The test involved beating down temptations to follow the ways of the world instead of the pathway to God, temptations to give in to the seductive powers that work against love and grace. Though alone, Jesus was comforted, in the form of angels, by the same Spirit that announced him as God’s beloved and that required his 40-day test in a dark place of ultimate danger.

And then there is this passage in today’s reading from Mark: “He was with the wild beasts.” This amplifies the difficulty of Jesus’ time in the wilderness and serves as a symbol of the strength of the temptations that confronted him. The Greek word used for “beasts” refers to animals with a brutal nature. Being tempted by Satan was as demanding as wild animals threatening to devour him.
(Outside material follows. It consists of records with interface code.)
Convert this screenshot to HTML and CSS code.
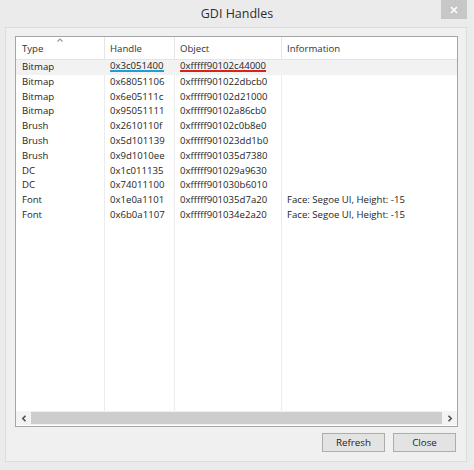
FILE: index.html
```html
<!DOCTYPE html>
<html>
<head>
<meta charset="utf-8">
<title>GDI Handles</title>
<link rel="stylesheet" href="styles.css">
</head>
<body>
<div class="window">
  <div class="titlebar">
    <div></div>
    <div class="title">GDI Handles</div>
    <div class="close-btn">
      <svg width="8" height="8" viewBox="0 0 8 8"><path d="M1 1L7 7M7 1L1 7" stroke="#fff" stroke-width="1.6" fill="none"/></svg>
    </div>
  </div>
  <div class="frame">
    <div class="client">
      <div class="list">
        <div class="header">
          <div class="hcell type">Type<span class="sort"><svg width="6" height="4" viewBox="0 0 6 4"><path d="M0.5 3.5L3 1L5.5 3.5" stroke="#8a9bb0" stroke-width="1.2" fill="none"/></svg></span></div>
          <div class="hcell">Handle</div>
          <div class="hcell">Object</div>
          <div class="hcell last">Information</div>
        </div>
        <div class="body">
          <div class="row sel"><div class="c1">Bitmap</div><div class="c"><span class="mark blue">0x3c051400</span></div><div class="c"><span class="mark red">0xfffff90102c44000</span></div><div class="c"></div></div>
          <div class="row"><div class="c1">Bitmap</div><div class="c">0x68051106</div><div class="c">0xfffff901022dbcb0</div><div class="c"></div></div>
          <div class="row"><div class="c1">Bitmap</div><div class="c">0x6e05111c</div><div class="c">0xfffff90102d21000</div><div class="c"></div></div>
          <div class="row"><div class="c1">Bitmap</div><div class="c">0x95051111</div><div class="c">0xfffff90102a86cb0</div><div class="c"></div></div>
          <div class="row"><div class="c1">Brush</div><div class="c">0x2610110f</div><div class="c">0xfffff90102c0b8e0</div><div class="c"></div></div>
          <div class="row"><div class="c1">Brush</div><div class="c">0x5d101139</div><div class="c">0xfffff901023dd1b0</div><div class="c"></div></div>
          <div class="row"><div class="c1">Brush</div><div class="c">0x9d1010ee</div><div class="c">0xfffff901035d7380</div><div class="c"></div></div>
          <div class="row"><div class="c1">DC</div><div class="c">0x1c011135</div><div class="c">0xfffff901029a9630</div><div class="c"></div></div>
          <div class="row"><div class="c1">DC</div><div class="c">0x74011100</div><div class="c">0xfffff901030b6010</div><div class="c"></div></div>
          <div class="row"><div class="c1">Font</div><div class="c">0x1e0a1101</div><div class="c">0xfffff901035d7a20</div><div class="c">Face: Segoe UI, Height: -15</div></div>
          <div class="row"><div class="c1">Font</div><div class="c">0x6b0a1107</div><div class="c">0xfffff901034e2a20</div><div class="c">Face: Segoe UI, Height: -15</div></div>
        </div>
        <div class="hscroll">
          <div class="arrow">
            <svg width="6" height="7" viewBox="0 0 6 7"><path d="M4.5 0.8L1.8 3.5L4.5 6.2" stroke="#505050" stroke-width="1.6" fill="none"/></svg>
          </div>
          <div class="thumb"></div>
          <div class="arrow">
            <svg width="6" height="7" viewBox="0 0 6 7"><path d="M1.5 0.8L4.2 3.5L1.5 6.2" stroke="#505050" stroke-width="1.6" fill="none"/></svg>
          </div>
        </div>
      </div>
      <div class="buttons">
        <div class="btn">Refresh</div>
        <div class="btn">Close</div>
      </div>
    </div>
  </div>
</div>
</body>
</html>
```

FILE: styles.css
```css
* { box-sizing: border-box; }
html, body { margin: 0; padding: 0; }
body {
  background: #ebebeb;
  font-family: "Open Sans", "Noto Sans", sans-serif;
  color: #1e1e1e;
}
.window {
  width: 474px;
  height: 470px;
  display: flex;
  flex-direction: column;
  background: #ebebeb;
}
.titlebar {
  height: 27px;
  display: grid;
  grid-template-columns: 1fr auto 1fr;
  padding-right: 7px;
}
.title {
  font-size: 12.5px;
  color: #2e2e2e;
  line-height: 27px;
  padding-left: 7px;
}
.close-btn {
  justify-self: end;
  width: 26px;
  height: 19px;
  background: #c7c7c7;
  display: flex;
  align-items: center;
  justify-content: center;
}
.frame {
  flex: 1;
  display: flex;
  padding: 0 7px 8px 5px;
}
.client {
  flex: 1;
  background: #f0f0f0;
  border: 1px solid #dcdcdc;
  padding: 8px 8px 9px 9px;
  display: flex;
  flex-direction: column;
}
.list {
  height: 391px;
  border: 1px solid #a5a5a5;
  background: #fff;
  display: flex;
  flex-direction: column;
  font-size: 9.6px;
}
.header {
  height: 23px;
  flex: none;
  display: grid;
  grid-template-columns: 89px 70px 107px 1fr;
  border-bottom: 1px solid #e5e5e5;
  color: #333;
}
.hcell {
  border-right: 1px solid #e5e5e5;
  padding-left: 5px;
  display: flex;
  align-items: center;
  padding-top: 1px;
}
.hcell.type { padding-left: 6px; position: relative; }
.hcell.last { border-right: none; }
.sort {
  position: absolute;
  left: 41px;
  top: 1px;
  line-height: 0;
}
.body {
  flex: 1;
  background:
    linear-gradient(#ececec, #ececec) 88px 0 / 1px 100% no-repeat,
    linear-gradient(#ececec, #ececec) 158px 0 / 1px 100% no-repeat,
    linear-gradient(#ececec, #ececec) 265px 0 / 1px 100% no-repeat,
    #fff;
}
.row {
  height: 14.8px;
  line-height: 14.8px;
  display: grid;
  grid-template-columns: 89px 70px 107px 1fr;
  white-space: nowrap;
}
.row.sel { background: #f2f2f2; }
.c1 { padding-left: 6px; }
.c { padding-left: 5px; }
.mark {
  display: inline-block;
  line-height: 8px;
  vertical-align: middle;
  border-bottom: 2px solid;
}
.mark.blue { border-color: #1e9fdc; }
.mark.red { border-color: #d8231b; }
.hscroll {
  height: 14px;
  flex: none;
  margin-bottom: 1px;
  display: flex;
  background: #f0f0f0;
}
.arrow {
  width: 15px;
  display: flex;
  align-items: center;
  justify-content: center;
  background: #f3f3f3;
}
.thumb {
  flex: 1;
  background: #cdcdcd;
  margin: 1px 0;
}
.buttons {
  display: flex;
  justify-content: flex-end;
  gap: 8px;
  padding-top: 6px;
  padding-right: 2px;
}
.btn {
  width: 63px;
  height: 19px;
  background: #e3e3e3;
  border: 1px solid #adadad;
  font-size: 9.8px;
  display: flex;
  align-items: center;
  justify-content: center;
  color: #1e1e1e;
}
```
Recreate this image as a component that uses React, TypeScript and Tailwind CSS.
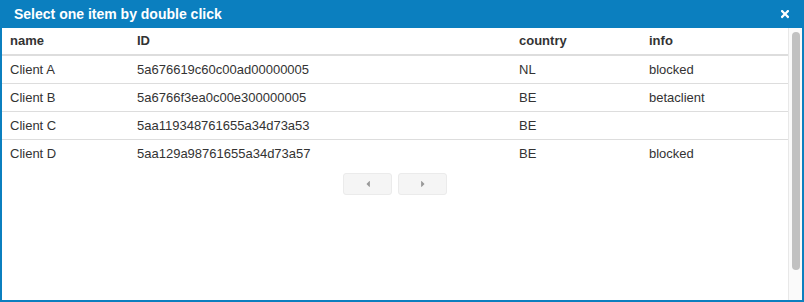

St. Mark reveals a vivid scene, but with briefest description, leaving us to flesh out the details. Perhaps the image of the beasts can help us understand the lonely ordeal of Jesus’ experience. He had to face down the powers that would seek to prevent him from doing God’s will in his coming ministry.

Proof that Jesus defeated those powers – totally, completely, and decisively – is found in the way he conducted himself after he left the place of temptation. Afterward, Jesus moved out among God’s people, loving them as God loves, teaching them about God, and finally proving that we are loved by God without condition, by his making us all worth dying for. In responding to that gracious love, we find ourselves once more in Lent.

In the wilderness, the aim of the tempter was to move Jesus from faith in God to doubt. The forces that work against God also press us toward selfishness and away from love. Jesus resisted temptation by keeping himself connected to God. And that is exactly how we can  overcome the evil that lurks within us and the sin that is a part of us.

We resist, as Jesus did, by staying connected to God through the power of the scriptures and prayer and the sacraments, and through regular self-examination and confession, through repenting of our sin, accepting God’s forgiveness and leading renewed lives. By these means we defeat evil and overcome temptation. And we do not do it alone. As the angels waited on Jesus in his wilderness we are sustained by the Holy Spirit of God and through the aid of God’s beloved disciples in our midst, our brothers, and sisters in Christ, who minister to us and help us.

Self-examination during Lent comes as essential reappraisal in the midst of our journeys in faith and takes form in our baptismal renunciations. As we promise at baptism, we commit to turning away from sin.

Evil can enter our lives when hard decisions need to be made, and we encounter it most strongly in those areas where we are weakest, in our desire to serve ourselves first, through greed, excessive pride, divisiveness and prejudice, gluttony of food and material possessions, the desire to control others, cowardice, faithlessness and many other forms of selfishness that draw us from the way of God.

 The temptations that Jesus met in the wilderness are also our temptations, drawing us to a selfishness that prevents us from showing love and respect to others, pressing us to manipulate the world into the form that we want rather than that which God intends.

But the power of God’s love can help us resist the temptations and defeat the beasts that dwell among us. From our baptism, we gain the sign that marks us Christ’s own forever. Our success in resisting evil, turning from our sins into lives renewed in love, moves us beyond our time in the wilderness. And as recipients of the Good News Jesus proclaims, we are empowered by the reality of God’s kingdom that has come near, and can become a people, who, with God’s love, can transform the world.